Metal thickness, or gauge, also plays a substantial role in a panel’s ability to resist deformation and tearing under stress. Gauge is measured in reverse, meaning a lower number indicates a thicker, more rigid material. For residential standing seam systems, 24-gauge material is considered the best option for high-wind areas, offering better rigidity than the more common 26-gauge. Thicker metal is less likely to flex or “oil can” between attachment points and maintains its structural integrity longer, especially where panels are secured by clips.
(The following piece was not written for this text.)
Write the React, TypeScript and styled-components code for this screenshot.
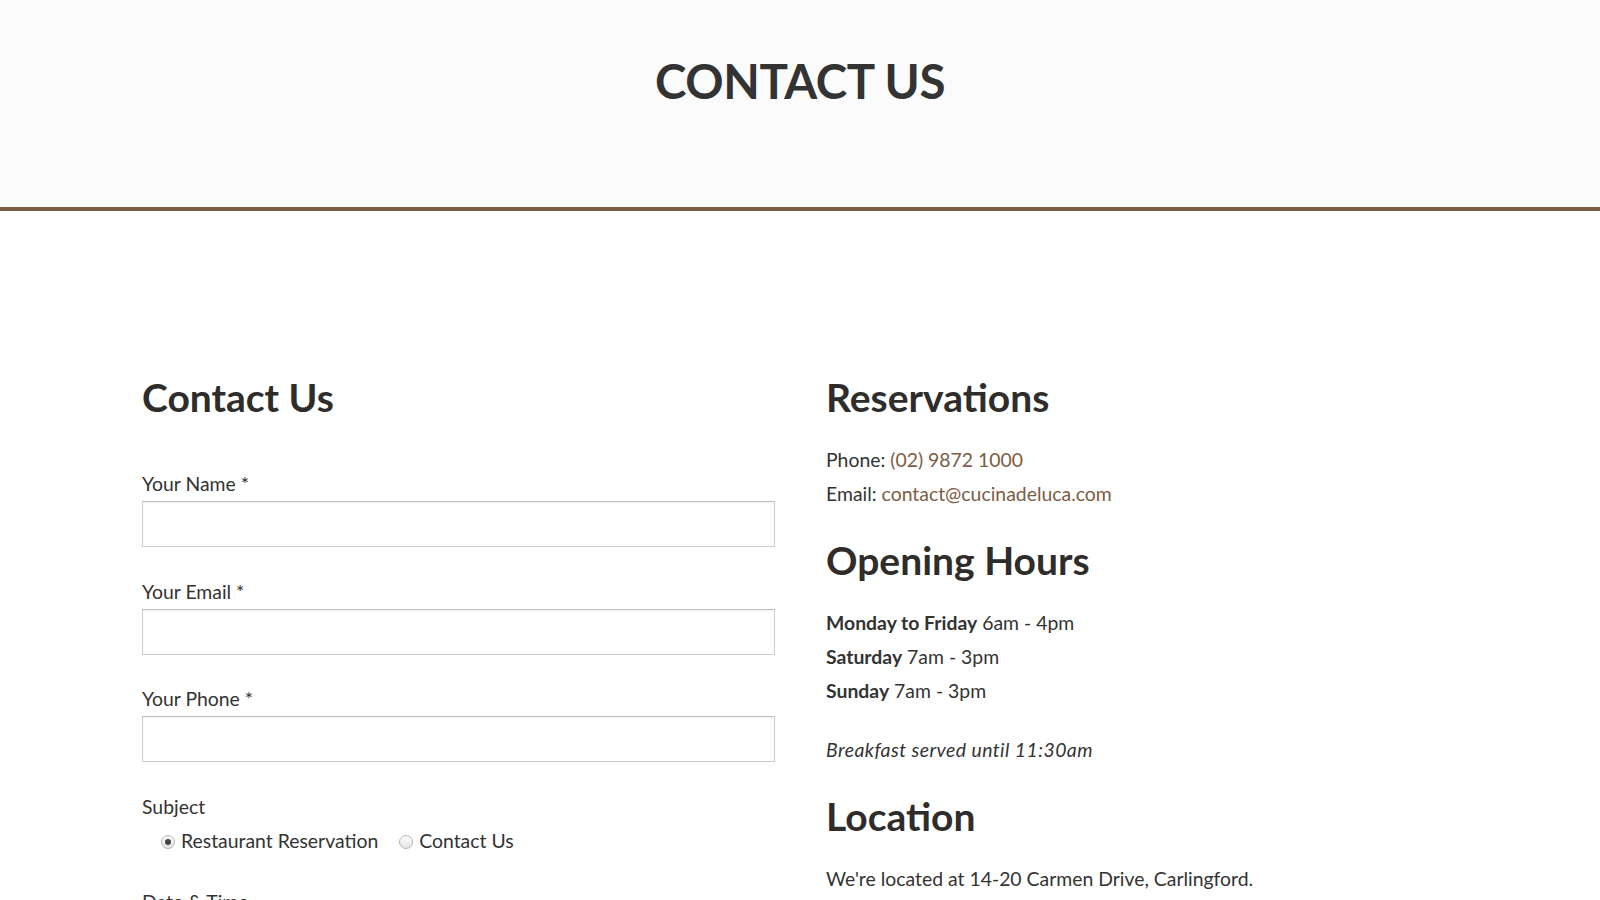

Installation Quality and Securement
The highest-rated metal roof system will fail if the installation does not strictly adhere to the manufacturer’s specifications for high-wind environments. Fasteners are the anchors of the system, and their quality, length, and frequency are non-negotiable elements of a wind-resistant installation. In high-wind zones, the required spacing between fasteners or clips must be reduced, especially in the high-pressure corner and perimeter zones, to increase the number of attachment points and distribute the uplift load more effectively.
For concealed fastener systems, the use of tested clips that are approved under standards like ASTM E1592 is necessary to ensure the clip itself can handle the calculated uplift forces. Fasteners must be appropriately sized, typically stainless steel or corrosion-resistant screws, and long enough to achieve the required embedment depth into the structural substrate. Using the wrong length or an incorrect type of fastener can compromise the retention strength and negate the panel’s wind rating entirely.
The perimeter and edge detailing are statistically the most vulnerable points on a roof, where the wind’s suction force is strongest and most likely to initiate a tear-off. Proper edge securement involves the use of engineered metal flashing and continuous cleats, which are a specialized strip of metal that mechanically locks the panel edge down. In extreme wind areas, these edge systems must be tested and rated, often featuring a thicker 24-gauge or 16-gauge cleat and specific fastener spacing to prevent the wind from getting underneath and peeling the roof off the building.